— Exercise requirements —
Skip all pictures, then copy the lines from the start of the data through the line with "import React from", keeping both ends.

— Collected data entries —
◆ ◆ ◆ ◆ ◆ ◆ ◆
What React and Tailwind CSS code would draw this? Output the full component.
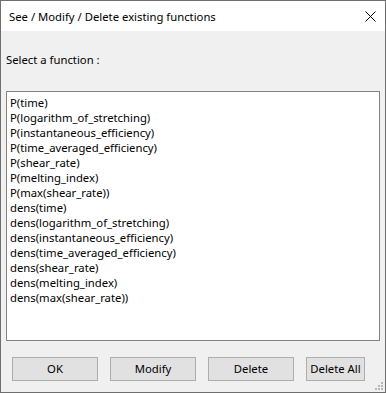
import React from "react";

const items = [
  "P(time)",
  "P(logarithm_of_stretching)",
  "P(instantaneous_efficiency)",
  "P(time_averaged_efficiency)",
  "P(shear_rate)",
  "P(melting_index)",
  "P(max(shear_rate))",
  "dens(time)",
  "dens(logarithm_of_stretching)",
  "dens(instantaneous_efficiency)",
  "dens(time_averaged_efficiency)",
  "dens(shear_rate)",
  "dens(melting_index)",
  "dens(max(shear_rate))",
];

function Btn({ children, w }) {
  return (
    <div
      className={`${w} h-[24px] bg-[#e1e1e1] border border-[#adadad] flex items-center justify-center text-[11.3px] text-black`}
    >
      {children}
    </div>
  );
}

export default function App() {
  return (
    <div
      className="w-[386px] h-[393px] border border-[#6e6e6e] bg-[#f0f0f0] flex flex-col text-black"
      style={{ fontFamily: '"Noto Sans", "Segoe UI", sans-serif' }}
    >
      <div className="h-[30px] bg-white flex items-center justify-between pl-[8px] pr-[9px] shrink-0">
        <span className="text-[11.3px] leading-[15px]">See / Modify / Delete existing functions</span>
        <svg width="11" height="11" viewBox="0 0 11 11" className="block">
          <path d="M0.5 0.5 L10.5 10.5 M10.5 0.5 L0.5 10.5" stroke="#000" strokeWidth="1" />
        </svg>
      </div>
      <div className="flex-1 flex flex-col px-[5px] relative">
        <div className="mt-[21px] text-[11.3px] leading-[15px]">Select a function :</div>
        <div className="mt-[24px] h-[250px] bg-white border border-[#828282] pt-[3px] pl-[3px] overflow-hidden">
          {items.map((it) => (
            <div key={it} className="text-[11.3px] leading-[15px] whitespace-nowrap">
              {it}
            </div>
          ))}
        </div>
        <div className="mt-[16px] ml-[6px] flex gap-[12px]">
          <Btn w="w-[86px]">OK</Btn>
          <Btn w="w-[86px]">Modify</Btn>
          <Btn w="w-[86px]">Delete</Btn>
          <Btn w="w-[59px]">Delete All</Btn>
        </div>
        <svg width="9" height="9" viewBox="0 0 9 9" className="absolute right-[1px] bottom-[1px]">
          <rect x="6" y="0" width="2" height="2" fill="#b8b8b8" />
          <rect x="3" y="3" width="2" height="2" fill="#b8b8b8" />
          <rect x="6" y="3" width="2" height="2" fill="#b8b8b8" />
          <rect x="0" y="6" width="2" height="2" fill="#b8b8b8" />
          <rect x="3" y="6" width="2" height="2" fill="#b8b8b8" />
          <rect x="6" y="6" width="2" height="2" fill="#b8b8b8" />
        </svg>
      </div>
    </div>
  );
}
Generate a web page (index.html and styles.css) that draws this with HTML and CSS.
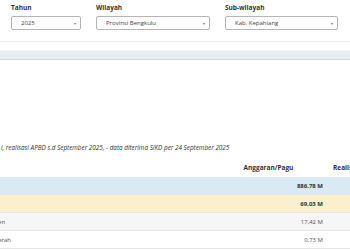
FILE: index.html
```html
<!DOCTYPE html>
<html>
<head>
  <meta name="viewport" content="width=device-width, initial-scale=1.0">
  <link rel="stylesheet" href="styles.css">
</head>
<body>
  <div class="filters">
    <div class="field field-year">
      <label>Tahun</label>
      <div class="select"><span>2025</span><span class="caret">&#9662;</span></div>
    </div>
    <div class="field field-region">
      <label>Wilayah</label>
      <div class="select"><span>Provinsi Bengkulu</span><span class="caret">&#9662;</span></div>
    </div>
    <div class="field field-sub">
      <label>Sub-wilayah</label>
      <div class="select"><span>Kab. Kepahiang</span><span class="caret">&#9662;</span></div>
    </div>
  </div>

  <div class="tabs"></div>

  <div class="content">
    <p class="note">i, realisasi APBD s.d September 2025, - data diterima SIKD per 24 September 2025</p>

    <div class="inner">
      <table class="apbd">
        <thead>
          <tr>
            <th class="col-label"></th>
            <th class="col-pagu">Anggaran/Pagu</th>
            <th class="col-real">Realisasi</th>
          </tr>
        </thead>
        <tbody>
          <tr class="row-total">
            <td>Pendapatan Daerah</td>
            <td class="num">886,78 M</td>
            <td class="num"></td>
          </tr>
          <tr class="row-group">
            <td class="lvl-1">PAD</td>
            <td class="num">69,03 M</td>
            <td class="num"></td>
          </tr>
          <tr class="row-odd">
            <td class="lvl-2">Pajak Daerah Kabupaten</td>
            <td class="num">17,42 M</td>
            <td class="num"></td>
          </tr>
          <tr>
            <td class="lvl-3">Retribusi Daerah</td>
            <td class="num">0,73 M</td>
            <td class="num"></td>
          </tr>
        </tbody>
      </table>
    </div>
  </div>
</body>
</html>
```

FILE: styles.css
```css
html, body {
  margin: 0;
  padding: 0;
  background: #fff;
  overflow: hidden;
}

body {
  width: 350px;
  height: 250px;
  font-family: "Open Sans", "DejaVu Sans", sans-serif;
  color: #333;
}

.filters {
  display: flex;
  gap: 15px;
  padding: 3px 10px 0 11px;
  height: 42px;
  border-bottom: 1px solid #ececec;
  box-sizing: border-box;
}

.field label {
  display: block;
  font-size: 6.5px;
  font-weight: bold;
  line-height: 10px;
  color: #333;
  margin-bottom: 3px;
}

.field-year { width: 70px; }
.field-region { width: 114px; }
.field-sub { width: 113px; }

.select {
  display: flex;
  justify-content: space-between;
  align-items: center;
  height: 14px;
  box-sizing: border-box;
  border: 1px solid #b5b5b5;
  border-radius: 2px;
  padding: 0 4px 0 9px;
  font-size: 6px;
  color: #444;
}

.caret {
  font-size: 4px;
  color: #777;
}

.tabs {
  margin-top: 8px;
  height: 10px;
  background: #e9edf3;
  border-top: 1px solid #eef1f5;
  border-bottom: 1px solid #d3d9e2;
  box-sizing: border-box;
}

.content {
  overflow: hidden;
  padding-top: 82px;
}

.inner {
  margin-left: -100px;
}

.note {
  margin: 0;
  padding-left: 1px;
  font-size: 6.35px;
  font-style: italic;
  line-height: 12px;
  color: #333;
  white-space: nowrap;
}

.apbd {
  margin-top: 3px;
  border-collapse: collapse;
  table-layout: fixed;
  width: 510px;
  font-size: 6px;
}

.apbd th {
  height: 20px;
  font-size: 6.5px;
  font-weight: bold;
  color: #333;
  padding: 0;
}

.col-label { width: 307px; }
.col-pagu { width: 123px; text-align: center; }
.col-real { width: 80px; text-align: left; padding-left: 3px !important; }

.apbd td {
  height: 17px;
  padding: 0 7px 0 3px;
  border-bottom: 1px solid #e6e6e6;
  color: #555;
  white-space: nowrap;
}

.apbd td.num {
  text-align: right;
}

.apbd td.lvl-1 { padding-left: 12px; }
.apbd td.lvl-2 { padding-left: 36px; }
.apbd td.lvl-3 { padding-left: 64px; }

.row-total td {
  background: #d9eaf5;
  font-weight: bold;
  color: #333;
}

.row-group td {
  background: #fbf0cd;
  font-weight: bold;
  color: #333;
}

.row-odd td {
  background: #f6f6f6;
}
```
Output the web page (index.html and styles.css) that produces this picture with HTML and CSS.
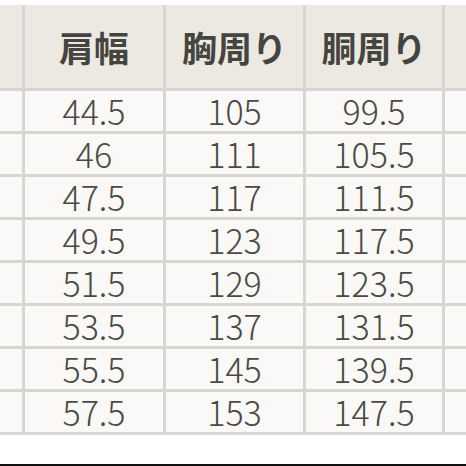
FILE: index.html
```html
<!DOCTYPE html>
<html lang="ja">
<head>
<meta charset="utf-8">
<link rel="stylesheet" href="styles.css">
</head>
<body>
<div class="page">
  <div class="table">
    <div class="cell head edge"></div>
    <div class="cell head">肩幅</div>
    <div class="cell head">胸周り</div>
    <div class="cell head">胴周り</div>
    <div class="cell head edge"></div>

    <div class="cell edge"></div><div class="cell">44.5</div><div class="cell">105</div><div class="cell">99.5</div><div class="cell edge"></div>
    <div class="cell edge"></div><div class="cell">46</div><div class="cell">111</div><div class="cell">105.5</div><div class="cell edge"></div>
    <div class="cell edge"></div><div class="cell">47.5</div><div class="cell">117</div><div class="cell">111.5</div><div class="cell edge"></div>
    <div class="cell edge"></div><div class="cell">49.5</div><div class="cell">123</div><div class="cell">117.5</div><div class="cell edge"></div>
    <div class="cell edge"></div><div class="cell">51.5</div><div class="cell">129</div><div class="cell">123.5</div><div class="cell edge"></div>
    <div class="cell edge"></div><div class="cell">53.5</div><div class="cell">137</div><div class="cell">131.5</div><div class="cell edge"></div>
    <div class="cell edge"></div><div class="cell">55.5</div><div class="cell">145</div><div class="cell">139.5</div><div class="cell edge"></div>
    <div class="cell edge"></div><div class="cell">57.5</div><div class="cell">153</div><div class="cell">147.5</div><div class="cell edge"></div>
  </div>
  <div class="bottom-bar"></div>
</div>
</body>
</html>
```
FILE: styles.css
```css
html, body {
  margin: 0;
  padding: 0;
  background: #ffffff;
}
.page {
  width: 466px;
  height: 466px;
  display: flex;
  flex-direction: column;
  overflow: hidden;
  padding-top: 5px;
  box-sizing: border-box;
}
.table {
  display: grid;
  grid-template-columns: 22px 138px 137px 136px 1fr;
  grid-template-rows: 83px repeat(8, 40px);
  gap: 3px;
  background: #d8d6d1;
  border-bottom: 3px solid #d8d6d1;
  font-family: "Noto Sans CJK JP", "Noto Sans", sans-serif;
}
.cell {
  background: #faf9f7;
  display: flex;
  align-items: center;
  justify-content: center;
  color: #4b4944;
  font-size: 34px;
  font-weight: 300;
  line-height: 1;
}
.head {
  background: #ebe9e2;
  font-weight: 700;
  font-size: 35px;
  color: #46443f;
}
.bottom-bar {
  margin-top: auto;
  height: 2px;
  background: #111111;
}
```
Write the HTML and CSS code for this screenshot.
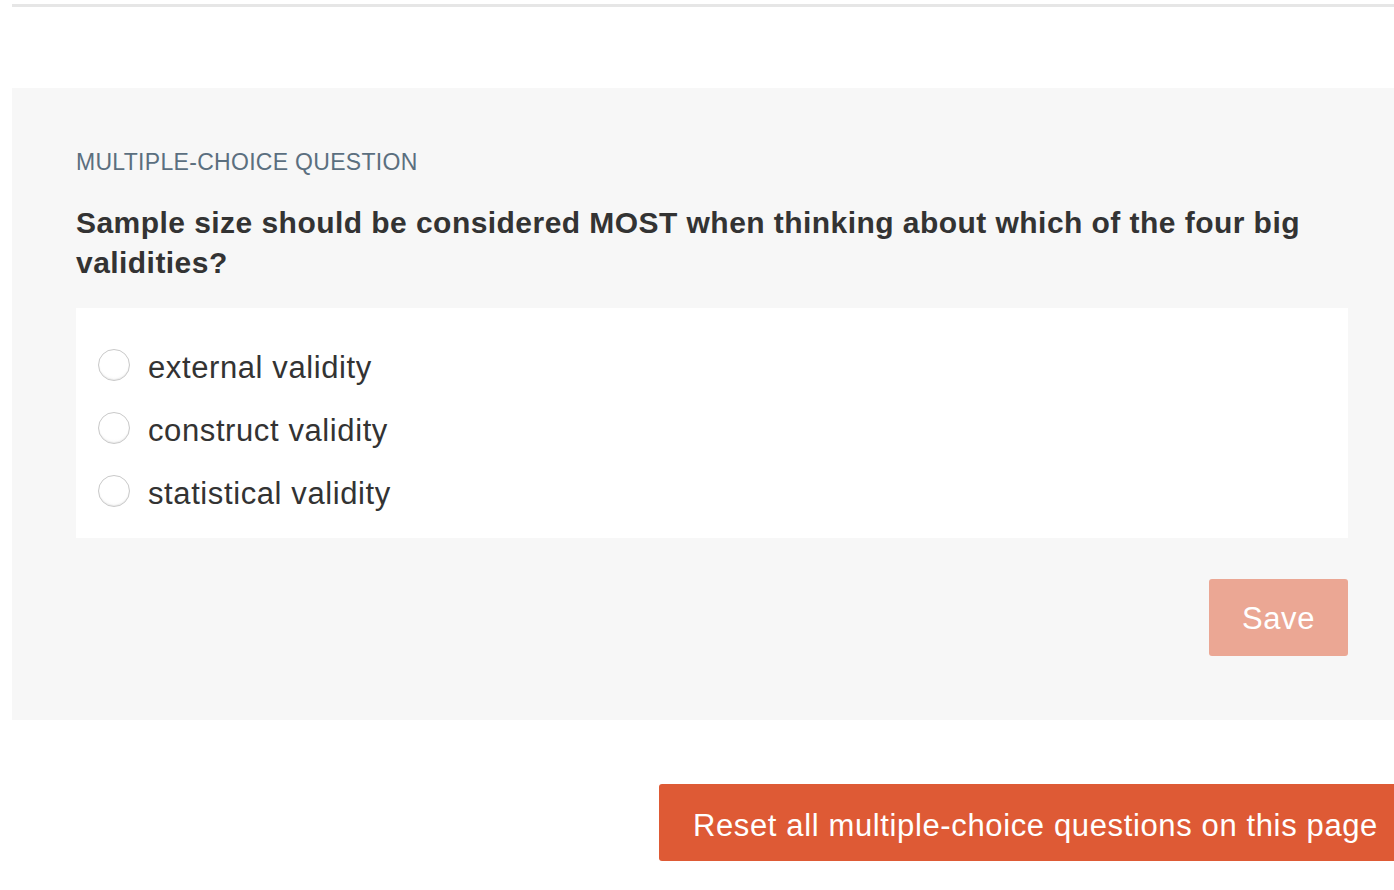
FILE: index.html
```html
<!DOCTYPE html>
<html lang="en">
<head>
<meta charset="utf-8">
<title>Multiple-choice question</title>
<link rel="stylesheet" href="styles.css">
</head>
<body>
<div class="page">
  <div class="topline"></div>
  <section class="mcq">
    <div class="mcq-label">MULTIPLE-CHOICE QUESTION</div>
    <h2 class="mcq-question">Sample size should be considered MOST when thinking about which of the four big validities?</h2>
    <div class="mcq-options">
      <label class="option"><span class="radio"></span><span class="option-text">external validity</span></label>
      <label class="option"><span class="radio"></span><span class="option-text">construct validity</span></label>
      <label class="option"><span class="radio"></span><span class="option-text">statistical validity</span></label>
    </div>
    <div class="mcq-actions">
      <button class="btn-save" type="button">Save</button>
    </div>
  </section>
  <div class="reset-row">
    <button class="btn-reset" type="button">Reset all multiple-choice questions on this page</button>
  </div>
</div>
</body>
</html>
```
FILE: styles.css
```css
html, body {
  margin: 0;
  padding: 0;
  background: #ffffff;
  overflow: hidden;
}
body {
  font-family: "Liberation Sans", Arial, Helvetica, sans-serif;
  color: #333333;
}
.page {
  width: 1400px;
  margin-left: 12px;
  padding-top: 4px;
}
.topline {
  height: 3px;
  background: #e6e6e6;
}
.mcq {
  margin-top: 81px;
  background: #f7f7f7;
  padding: 60px 64px 64px 64px;
}
.mcq-label {
  font-size: 23px;
  line-height: 28px;
  color: #5b6f7f;
  letter-spacing: 0.3px;
}
.mcq-question {
  margin: 27px 0 0 0;
  font-size: 30px;
  line-height: 40px;
  font-weight: 700;
  letter-spacing: 0.45px;
  color: #333333;
  width: 1260px;
}
.mcq-options {
  margin-top: 25px;
  background: #ffffff;
  padding: 28px 22px 13px 22px;
  display: flex;
  flex-direction: column;
}
.option {
  display: flex;
  align-items: center;
  gap: 18px;
  height: 63px;
}
.radio {
  width: 30px;
  height: 30px;
  border-radius: 50%;
  border: 1px solid #c9c9c9;
  background: radial-gradient(circle at 50% 40%, #ffffff 60%, #f1f1f1 100%);
  box-shadow: inset 0 -1px 1px rgba(0,0,0,0.06);
  flex: none;
  margin-top: -6px;
}
.option-text {
  font-size: 31px;
  line-height: 36px;
  letter-spacing: 0.6px;
  color: #333333;
}
.mcq-actions {
  display: flex;
  justify-content: flex-end;
  margin-top: 41px;
}
.btn-save {
  width: 139px;
  height: 77px;
  border: none;
  border-radius: 3px;
  background: #eba794;
  color: #ffffff;
  font-family: inherit;
  font-size: 31px;
  letter-spacing: 0.6px;
  padding: 3px 0 0 0;
}
.reset-row {
  display: flex;
  justify-content: flex-end;
  margin-top: 64px;
}
.btn-reset {
  height: 77px;
  border: none;
  border-radius: 3px;
  background: #de5a35;
  color: #ffffff;
  font-family: inherit;
  font-size: 31px;
  letter-spacing: 0.63px;
  padding: 6px 34px 0 34px;
}
```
◆ ◆ ◆ ◆ ◆ ◆ ◆
— Complete response —
What React and Tailwind CSS code would draw this? Output the full component.
import React from "react";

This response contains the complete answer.